Graeme Wepener, a coach at SACS, expresses concern about the playing state of South African rugby, and he is not alone in his concern.

At the end of a tumultuous week for South African Rugby there are as ever many talking points. The Boks beat England playing their predictable crash-bash, box-kicking gameplan. The got the result they and the country wanted and everybody walked away reasonably happy and so we might.

Of grave concern is the fact that one of the best rugby footballers in the world is forced into playing a gameplan completely foreign to him; François Hougaard stacking players in a worm-like formation at the back of a ruck and the hoofing the ball into the Durban sky (the new five-second law for letting the ball lie at the back on a ruck can't come soon enough).
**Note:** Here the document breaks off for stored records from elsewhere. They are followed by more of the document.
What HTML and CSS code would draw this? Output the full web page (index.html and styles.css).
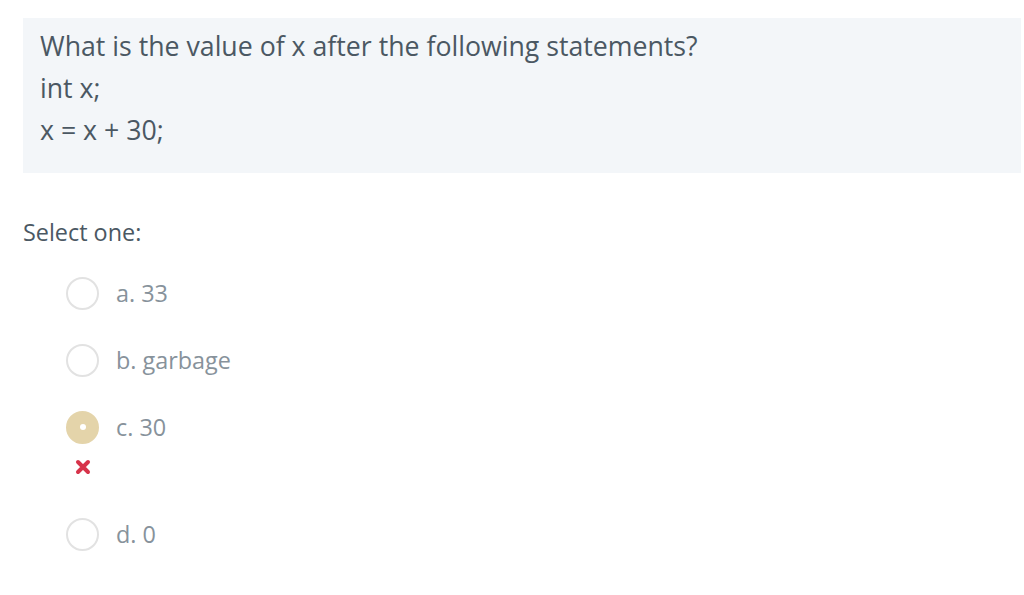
FILE: index.html
```html
<!DOCTYPE html>
<html>
<head>
<meta charset="utf-8">
<link rel="stylesheet" href="styles.css">
</head>
<body>
<div class="page">
  <div class="qtext">
    <p class="line">What is the value of x after the following statements?</p>
    <p class="line">int x;</p>
    <p class="line">x = x + 30;</p>
  </div>
  <div class="prompt">Select one:</div>
  <div class="answers">
    <div class="answer">
      <div class="row"><span class="radio"></span><span class="label">a. 33</span></div>
    </div>
    <div class="answer">
      <div class="row"><span class="radio"></span><span class="label">b. garbage</span></div>
    </div>
    <div class="answer">
      <div class="row"><span class="radio checked"><span class="dot"></span></span><span class="label">c. 30</span></div>
      <div class="feedback">
        <svg class="xicon" viewBox="0 0 16 16" width="16" height="16"><path d="M3 3 L13 13 M13 3 L3 13" stroke="#d7334a" stroke-width="4" stroke-linecap="round" fill="none"/></svg>
      </div>
    </div>
    <div class="answer">
      <div class="row"><span class="radio"></span><span class="label">d. 0</span></div>
    </div>
  </div>
</div>
</body>
</html>
```
FILE: styles.css
```css
html, body {
  margin: 0;
  padding: 0;
  background: #ffffff;
}
body {
  font-family: "Open Sans", "Noto Sans", sans-serif;
}
.page {
  padding: 18px 3px 0 23px;
}
.qtext {
  background: #f3f6f9;
  padding: 7px 17px 13px 17px;
  height: 135px;
}
.line {
  margin: 0;
  font-size: 26.7px;
  line-height: 42px;
  color: #4b5863;
}
.prompt {
  margin-top: 44px;
  font-size: 23.4px;
  line-height: 30px;
  color: #4b5863;
}
.answers {
  margin-top: 29px;
  padding-left: 43px;
}
.answer {
  margin-bottom: 33px;
}
.row {
  display: flex;
  align-items: center;
  height: 34px;
}
.radio {
  box-sizing: border-box;
  width: 33px;
  height: 33px;
  border-radius: 50%;
  border: 2px solid #e2e2e2;
  display: flex;
  align-items: center;
  justify-content: center;
  flex: none;
}
.radio.checked {
  background: #e4d4aa;
  border-color: #e4d4aa;
}
.dot {
  width: 6px;
  height: 6px;
  border-radius: 50%;
  background: #ffffff;
}
.label {
  margin-left: 17px;
  font-size: 23.4px;
  color: #87929b;
}
.feedback {
  margin-top: 15px;
  padding-left: 9px;
  padding-bottom: 9px;
}
.xicon {
  display: block;
}
```
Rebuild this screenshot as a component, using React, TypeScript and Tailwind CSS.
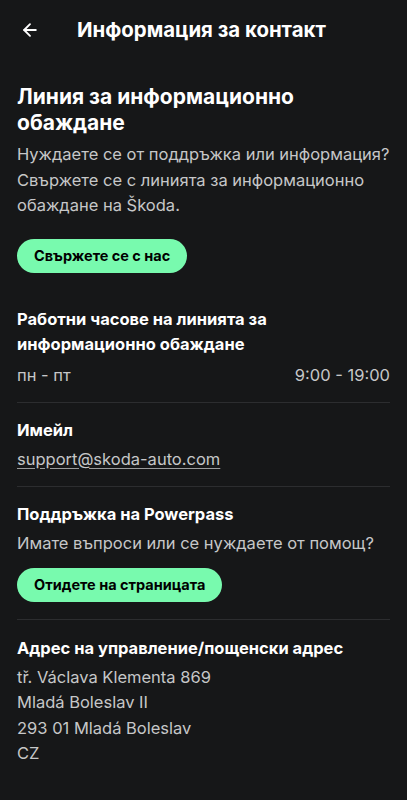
import { ArrowLeft } from "lucide-react"

const font = { fontFamily: "Inter, 'Noto Sans', sans-serif" }

function Divider() {
  return <div className="h-px bg-[#2c2d2f]" />
}

function GreenButton({ label }: { label: string }) {
  return (
    <button className="h-[34px] px-[17px] rounded-full bg-[#78faae] text-[14.5px] font-bold text-black">
      {label}
    </button>
  )
}

export default function App() {
  return (
    <div className="min-h-[800px] w-full bg-[#161718] text-white" style={font}>
      {/* Header */}
      <div className="flex items-center h-[60px] px-[20px]">
        <ArrowLeft className="w-[20px] h-[20px] text-white" strokeWidth={2.2} />
        <h1 className="ml-[37px] text-[20.4px] font-bold">Информация за контакт</h1>
      </div>

      <div className="px-[17px]">
        {/* Линия */}
        <div className="pt-[24px] pb-[24px]">
          <h2 className="text-[21px] leading-[26px] font-bold">Линия за информационно обаждане</h2>
          <p className="mt-[6px] text-[16.5px] leading-[25.5px] text-[#c6c7c8]">
            Нуждаете се от поддръжка или информация? Свържете се с линията за информационно обаждане на Škoda.
          </p>
          <div className="mt-[20px]">
            <GreenButton label="Свържете се с нас" />
          </div>
        </div>

        {/* Работни часове */}
        <div className="pt-[10px] pb-[14px]">
          <h3 className="text-[16.5px] leading-[25px] font-bold">Работни часове на линията за информационно обаждане</h3>
          <div className="mt-[6px] flex justify-between text-[16.5px] leading-[25px] text-[#c6c7c8]">
            <span>пн - пт</span>
            <span>9:00 - 19:00</span>
          </div>
        </div>
        <Divider />

        {/* Имейл */}
        <div className="pt-[15px] pb-[14px]">
          <h3 className="text-[16.5px] leading-[25px] font-bold">Имейл</h3>
          <a className="mt-[4px] block text-[16.5px] leading-[25px] text-[#c6c7c8] underline decoration-[#9a9b9c] underline-offset-[3px]">
            support@skoda-auto.com
          </a>
        </div>
        <Divider />

        {/* Powerpass */}
        <div className="pt-[15px] pb-[17px]">
          <h3 className="text-[16.5px] leading-[25px] font-bold">Поддръжка на Powerpass</h3>
          <p className="mt-[4px] text-[16.5px] leading-[25px] text-[#c6c7c8]">
            Имате въпроси или се нуждаете от помощ?
          </p>
          <div className="mt-[12px]">
            <GreenButton label="Отидете на страницата" />
          </div>
        </div>
        <Divider />

        {/* Адрес */}
        <div className="pt-[16px] pb-[20px]">
          <h3 className="text-[16.5px] leading-[25px] font-bold">Адрес на управление/пощенски адрес</h3>
          <div className="mt-[4px] text-[16.5px] leading-[25.5px] text-[#c6c7c8]">
            <p>tř. Václava Klementa 869</p>
            <p>Mladá Boleslav II</p>
            <p>293 01 Mladá Boleslav</p>
            <p>CZ</p>
          </div>
        </div>
      </div>
    </div>
  )
}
Six days previously we saw the same benign tactics used in Stellenbosch by the Baby Boks. Young men, no doubt eager to run with the ball and enjoy themselves, asked to play a stifling pattern in the name of winning. And surprise, surprise they lost!

We pride ourselves on having the best schoolboy rugby teams and players in the world. There can be no doubt that it is the most competitive schoolboy structure but therein lies the problem. The win at all costs mentality is killing us. We coach to structure brilliantly but very rarely focus on individual skills and even more rarely allow players the opportunity to showcase them.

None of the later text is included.